Task statement
Pictures within the data are to be left out; everything else must be reproduced exactly.

Data excerpt
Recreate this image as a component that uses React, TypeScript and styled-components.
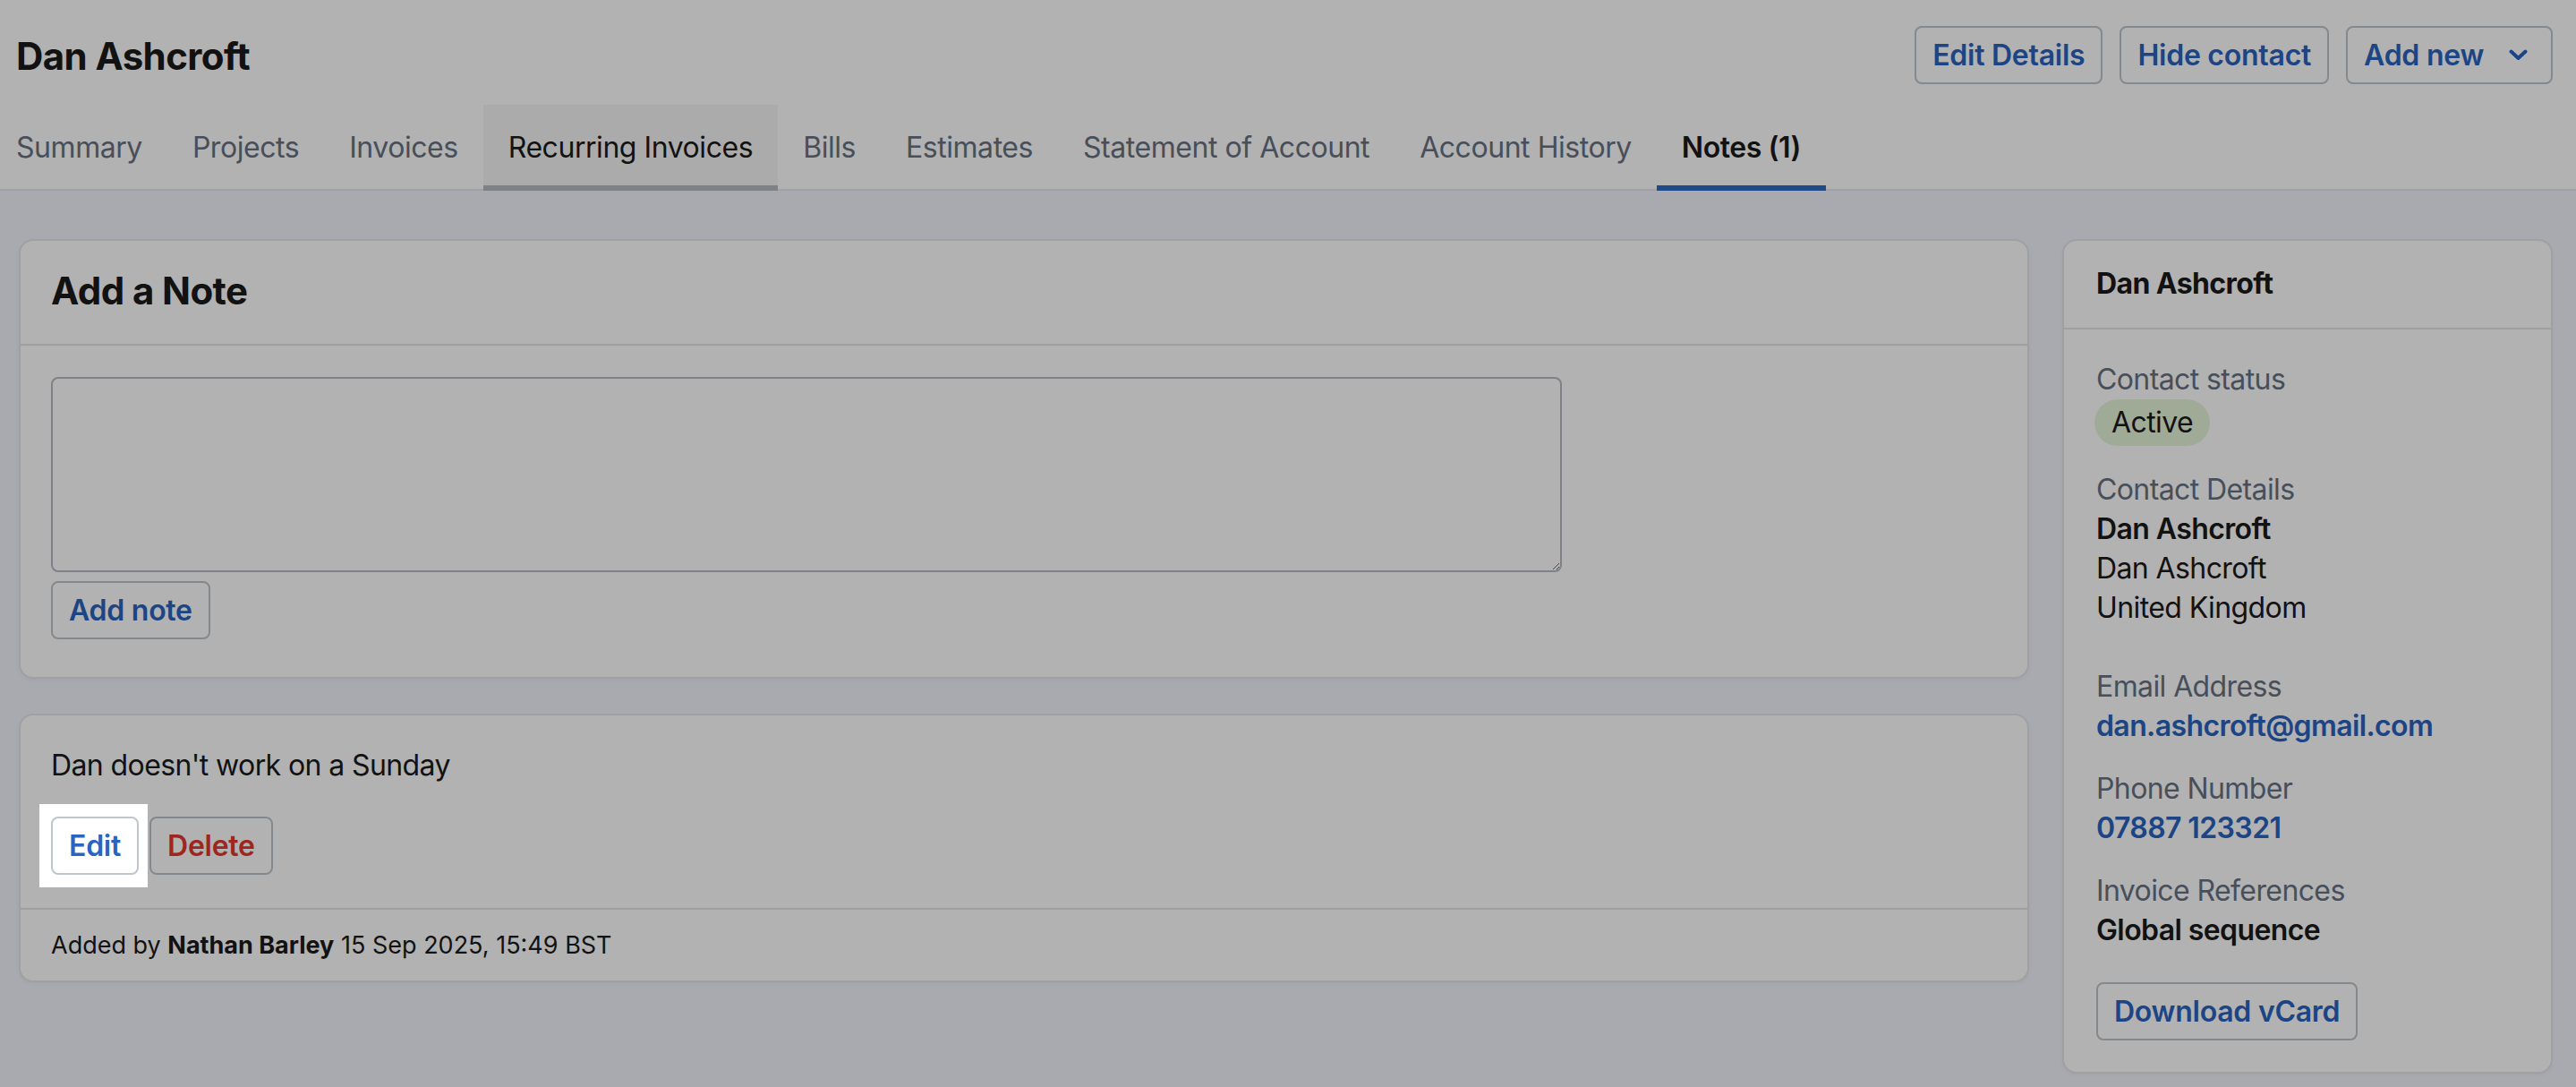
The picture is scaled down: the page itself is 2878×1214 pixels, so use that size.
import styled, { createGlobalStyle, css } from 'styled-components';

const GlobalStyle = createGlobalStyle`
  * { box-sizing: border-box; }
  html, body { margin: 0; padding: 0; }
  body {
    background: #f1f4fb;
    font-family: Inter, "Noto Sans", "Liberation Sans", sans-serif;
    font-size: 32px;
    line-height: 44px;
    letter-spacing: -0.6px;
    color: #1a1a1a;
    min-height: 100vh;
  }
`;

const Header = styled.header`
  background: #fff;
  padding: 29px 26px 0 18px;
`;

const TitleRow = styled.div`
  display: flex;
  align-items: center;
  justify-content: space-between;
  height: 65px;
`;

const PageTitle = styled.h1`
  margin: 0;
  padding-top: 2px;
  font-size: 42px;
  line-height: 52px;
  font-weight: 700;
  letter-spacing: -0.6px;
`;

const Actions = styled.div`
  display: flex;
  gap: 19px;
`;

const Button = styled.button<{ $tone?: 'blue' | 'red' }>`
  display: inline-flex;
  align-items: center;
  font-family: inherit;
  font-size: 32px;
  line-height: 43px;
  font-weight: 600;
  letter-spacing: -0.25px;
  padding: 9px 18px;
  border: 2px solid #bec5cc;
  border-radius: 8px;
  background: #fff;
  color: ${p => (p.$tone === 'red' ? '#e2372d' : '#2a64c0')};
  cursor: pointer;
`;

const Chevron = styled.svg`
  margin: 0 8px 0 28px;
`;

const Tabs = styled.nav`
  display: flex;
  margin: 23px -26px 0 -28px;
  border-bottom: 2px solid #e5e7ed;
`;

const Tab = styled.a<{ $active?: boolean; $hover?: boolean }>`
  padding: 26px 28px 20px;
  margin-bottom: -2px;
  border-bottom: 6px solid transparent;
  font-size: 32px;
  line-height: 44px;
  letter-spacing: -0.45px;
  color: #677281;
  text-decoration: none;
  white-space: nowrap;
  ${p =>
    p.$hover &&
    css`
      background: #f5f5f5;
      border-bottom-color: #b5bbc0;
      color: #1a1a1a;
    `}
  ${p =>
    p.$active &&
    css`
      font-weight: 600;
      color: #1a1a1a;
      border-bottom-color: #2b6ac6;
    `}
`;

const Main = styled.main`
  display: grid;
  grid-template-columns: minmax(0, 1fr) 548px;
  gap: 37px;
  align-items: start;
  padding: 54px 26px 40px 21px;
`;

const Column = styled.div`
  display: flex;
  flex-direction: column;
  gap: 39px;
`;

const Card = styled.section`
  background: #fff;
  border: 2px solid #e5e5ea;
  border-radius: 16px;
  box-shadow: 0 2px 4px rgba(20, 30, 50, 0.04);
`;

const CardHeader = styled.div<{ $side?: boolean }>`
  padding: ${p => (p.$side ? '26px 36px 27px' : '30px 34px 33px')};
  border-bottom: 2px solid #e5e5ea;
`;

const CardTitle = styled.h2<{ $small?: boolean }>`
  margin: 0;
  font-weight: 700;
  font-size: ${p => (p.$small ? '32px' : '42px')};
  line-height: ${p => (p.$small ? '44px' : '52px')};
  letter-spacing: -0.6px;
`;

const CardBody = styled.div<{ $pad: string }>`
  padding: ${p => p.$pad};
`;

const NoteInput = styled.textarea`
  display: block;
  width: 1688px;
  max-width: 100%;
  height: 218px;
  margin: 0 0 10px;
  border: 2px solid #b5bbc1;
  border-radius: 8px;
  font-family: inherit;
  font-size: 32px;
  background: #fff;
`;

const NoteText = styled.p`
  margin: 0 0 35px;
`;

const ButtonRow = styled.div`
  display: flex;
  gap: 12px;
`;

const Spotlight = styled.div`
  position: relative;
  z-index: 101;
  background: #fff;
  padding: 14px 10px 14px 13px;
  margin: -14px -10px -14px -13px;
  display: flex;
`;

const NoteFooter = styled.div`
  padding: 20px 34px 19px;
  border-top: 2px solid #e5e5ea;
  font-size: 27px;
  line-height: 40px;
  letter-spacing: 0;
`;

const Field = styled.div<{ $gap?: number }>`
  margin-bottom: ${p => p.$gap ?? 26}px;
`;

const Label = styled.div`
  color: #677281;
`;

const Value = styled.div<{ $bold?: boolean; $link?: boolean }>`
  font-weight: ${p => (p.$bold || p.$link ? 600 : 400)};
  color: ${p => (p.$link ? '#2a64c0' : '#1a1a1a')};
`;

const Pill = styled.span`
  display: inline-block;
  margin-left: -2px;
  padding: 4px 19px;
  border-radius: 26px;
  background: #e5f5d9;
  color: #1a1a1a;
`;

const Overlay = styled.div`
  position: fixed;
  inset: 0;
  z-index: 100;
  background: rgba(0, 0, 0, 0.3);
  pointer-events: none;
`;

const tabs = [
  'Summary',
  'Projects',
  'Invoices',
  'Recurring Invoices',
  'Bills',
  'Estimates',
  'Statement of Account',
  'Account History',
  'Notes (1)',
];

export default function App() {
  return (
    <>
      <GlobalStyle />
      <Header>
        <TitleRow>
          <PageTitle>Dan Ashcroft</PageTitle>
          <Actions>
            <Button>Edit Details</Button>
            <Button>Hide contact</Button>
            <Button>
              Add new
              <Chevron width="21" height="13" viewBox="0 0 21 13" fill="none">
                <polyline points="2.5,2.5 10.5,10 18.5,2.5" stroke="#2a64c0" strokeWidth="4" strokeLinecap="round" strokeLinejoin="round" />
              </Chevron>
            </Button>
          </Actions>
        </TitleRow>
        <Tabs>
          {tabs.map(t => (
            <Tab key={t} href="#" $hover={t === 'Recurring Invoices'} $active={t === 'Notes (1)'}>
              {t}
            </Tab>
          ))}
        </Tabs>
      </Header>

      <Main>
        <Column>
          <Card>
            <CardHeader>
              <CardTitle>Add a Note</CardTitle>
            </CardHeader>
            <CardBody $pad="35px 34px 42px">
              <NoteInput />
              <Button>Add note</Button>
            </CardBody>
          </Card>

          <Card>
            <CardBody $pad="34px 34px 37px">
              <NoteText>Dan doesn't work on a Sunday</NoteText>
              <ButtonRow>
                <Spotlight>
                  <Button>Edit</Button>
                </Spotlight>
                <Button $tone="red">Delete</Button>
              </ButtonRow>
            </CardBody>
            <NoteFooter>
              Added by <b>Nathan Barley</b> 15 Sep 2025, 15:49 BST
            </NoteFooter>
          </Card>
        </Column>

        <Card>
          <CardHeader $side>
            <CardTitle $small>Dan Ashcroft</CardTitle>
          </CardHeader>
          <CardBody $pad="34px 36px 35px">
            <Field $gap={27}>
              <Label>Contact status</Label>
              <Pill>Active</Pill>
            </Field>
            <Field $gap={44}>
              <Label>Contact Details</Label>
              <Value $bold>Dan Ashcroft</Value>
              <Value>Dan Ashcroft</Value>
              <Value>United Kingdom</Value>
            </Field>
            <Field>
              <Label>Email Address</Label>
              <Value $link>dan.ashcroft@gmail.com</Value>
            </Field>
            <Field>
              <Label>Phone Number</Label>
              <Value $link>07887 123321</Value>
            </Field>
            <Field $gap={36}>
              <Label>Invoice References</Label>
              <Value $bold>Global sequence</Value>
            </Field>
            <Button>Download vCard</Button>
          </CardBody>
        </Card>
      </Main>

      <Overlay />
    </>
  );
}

Result
Recreate this image as a component that uses React, TypeScript and styled-components.
The picture is scaled down: the page itself is 2878×1214 pixels, so use that size.
import styled, { createGlobalStyle, css } from 'styled-components';

const GlobalStyle = createGlobalStyle`
  * { box-sizing: border-box; }
  html, body { margin: 0; padding: 0; }
  body {
    background: #f1f4fb;
    font-family: Inter, "Noto Sans", "Liberation Sans", sans-serif;
    font-size: 32px;
    line-height: 44px;
    letter-spacing: -0.6px;
    color: #1a1a1a;
    min-height: 100vh;
  }
`;

const Header = styled.header`
  background: #fff;
  padding: 29px 26px 0 18px;
`;

const TitleRow = styled.div`
  display: flex;
  align-items: center;
  justify-content: space-between;
  height: 65px;
`;

const PageTitle = styled.h1`
  margin: 0;
  padding-top: 2px;
  font-size: 42px;
  line-height: 52px;
  font-weight: 700;
  letter-spacing: -0.6px;
`;

const Actions = styled.div`
  display: flex;
  gap: 19px;
`;

const Button = styled.button<{ $tone?: 'blue' | 'red' }>`
  display: inline-flex;
  align-items: center;
  font-family: inherit;
  font-size: 32px;
  line-height: 43px;
  font-weight: 600;
  letter-spacing: -0.25px;
  padding: 9px 18px;
  border: 2px solid #bec5cc;
  border-radius: 8px;
  background: #fff;
  color: ${p => (p.$tone === 'red' ? '#e2372d' : '#2a64c0')};
  cursor: pointer;
`;

const Chevron = styled.svg`
  margin: 0 8px 0 28px;
`;

const Tabs = styled.nav`
  display: flex;
  margin: 23px -26px 0 -28px;
  border-bottom: 2px solid #e5e7ed;
`;

const Tab = styled.a<{ $active?: boolean; $hover?: boolean }>`
  padding: 26px 28px 20px;
  margin-bottom: -2px;
  border-bottom: 6px solid transparent;
  font-size: 32px;
  line-height: 44px;
  letter-spacing: -0.45px;
  color: #677281;
  text-decoration: none;
  white-space: nowrap;
  ${p =>
    p.$hover &&
    css`
      background: #f5f5f5;
      border-bottom-color: #b5bbc0;
      color: #1a1a1a;
    `}
  ${p =>
    p.$active &&
    css`
      font-weight: 600;
      color: #1a1a1a;
      border-bottom-color: #2b6ac6;
    `}
`;

const Main = styled.main`
  display: grid;
  grid-template-columns: minmax(0, 1fr) 548px;
  gap: 37px;
  align-items: start;
  padding: 54px 26px 40px 21px;
`;

const Column = styled.div`
  display: flex;
  flex-direction: column;
  gap: 39px;
`;

const Card = styled.section`
  background: #fff;
  border: 2px solid #e5e5ea;
  border-radius: 16px;
  box-shadow: 0 2px 4px rgba(20, 30, 50, 0.04);
`;

const CardHeader = styled.div<{ $side?: boolean }>`
  padding: ${p => (p.$side ? '26px 36px 27px' : '30px 34px 33px')};
  border-bottom: 2px solid #e5e5ea;
`;

const CardTitle = styled.h2<{ $small?: boolean }>`
  margin: 0;
  font-weight: 700;
  font-size: ${p => (p.$small ? '32px' : '42px')};
  line-height: ${p => (p.$small ? '44px' : '52px')};
  letter-spacing: -0.6px;
`;

const CardBody = styled.div<{ $pad: string }>`
  padding: ${p => p.$pad};
`;

const NoteInput = styled.textarea`
  display: block;
  width: 1688px;
  max-width: 100%;
  height: 218px;
  margin: 0 0 10px;
  border: 2px solid #b5bbc1;
  border-radius: 8px;
  font-family: inherit;
  font-size: 32px;
  background: #fff;
`;

const NoteText = styled.p`
  margin: 0 0 35px;
`;

const ButtonRow = styled.div`
  display: flex;
  gap: 12px;
`;

const Spotlight = styled.div`
  position: relative;
  z-index: 101;
  background: #fff;
  padding: 14px 10px 14px 13px;
  margin: -14px -10px -14px -13px;
  display: flex;
`;

const NoteFooter = styled.div`
  padding: 20px 34px 19px;
  border-top: 2px solid #e5e5ea;
  font-size: 27px;
  line-height: 40px;
  letter-spacing: 0;
`;

const Field = styled.div<{ $gap?: number }>`
  margin-bottom: ${p => p.$gap ?? 26}px;
`;

const Label = styled.div`
  color: #677281;
`;

const Value = styled.div<{ $bold?: boolean; $link?: boolean }>`
  font-weight: ${p => (p.$bold || p.$link ? 600 : 400)};
  color: ${p => (p.$link ? '#2a64c0' : '#1a1a1a')};
`;

const Pill = styled.span`
  display: inline-block;
  margin-left: -2px;
  padding: 4px 19px;
  border-radius: 26px;
  background: #e5f5d9;
  color: #1a1a1a;
`;

const Overlay = styled.div`
  position: fixed;
  inset: 0;
  z-index: 100;
  background: rgba(0, 0, 0, 0.3);
  pointer-events: none;
`;

const tabs = [
  'Summary',
  'Projects',
  'Invoices',
  'Recurring Invoices',
  'Bills',
  'Estimates',
  'Statement of Account',
  'Account History',
  'Notes (1)',
];

export default function App() {
  return (
    <>
      <GlobalStyle />
      <Header>
        <TitleRow>
          <PageTitle>Dan Ashcroft</PageTitle>
          <Actions>
            <Button>Edit Details</Button>
            <Button>Hide contact</Button>
            <Button>
              Add new
              <Chevron width="21" height="13" viewBox="0 0 21 13" fill="none">
                <polyline points="2.5,2.5 10.5,10 18.5,2.5" stroke="#2a64c0" strokeWidth="4" strokeLinecap="round" strokeLinejoin="round" />
              </Chevron>
            </Button>
          </Actions>
        </TitleRow>
        <Tabs>
          {tabs.map(t => (
            <Tab key={t} href="#" $hover={t === 'Recurring Invoices'} $active={t === 'Notes (1)'}>
              {t}
            </Tab>
          ))}
        </Tabs>
      </Header>

      <Main>
        <Column>
          <Card>
            <CardHeader>
              <CardTitle>Add a Note</CardTitle>
            </CardHeader>
            <CardBody $pad="35px 34px 42px">
              <NoteInput />
              <Button>Add note</Button>
            </CardBody>
          </Card>

          <Card>
            <CardBody $pad="34px 34px 37px">
              <NoteText>Dan doesn't work on a Sunday</NoteText>
              <ButtonRow>
                <Spotlight>
                  <Button>Edit</Button>
                </Spotlight>
                <Button $tone="red">Delete</Button>
              </ButtonRow>
            </CardBody>
            <NoteFooter>
              Added by <b>Nathan Barley</b> 15 Sep 2025, 15:49 BST
            </NoteFooter>
          </Card>
        </Column>

        <Card>
          <CardHeader $side>
            <CardTitle $small>Dan Ashcroft</CardTitle>
          </CardHeader>
          <CardBody $pad="34px 36px 35px">
            <Field $gap={27}>
              <Label>Contact status</Label>
              <Pill>Active</Pill>
            </Field>
            <Field $gap={44}>
              <Label>Contact Details</Label>
              <Value $bold>Dan Ashcroft</Value>
              <Value>Dan Ashcroft</Value>
              <Value>United Kingdom</Value>
            </Field>
            <Field>
              <Label>Email Address</Label>
              <Value $link>dan.ashcroft@gmail.com</Value>
            </Field>
            <Field>
              <Label>Phone Number</Label>
              <Value $link>07887 123321</Value>
            </Field>
            <Field $gap={36}>
              <Label>Invoice References</Label>
              <Value $bold>Global sequence</Value>
            </Field>
            <Button>Download vCard</Button>
          </CardBody>
        </Card>
      </Main>

      <Overlay />
    </>
  );
}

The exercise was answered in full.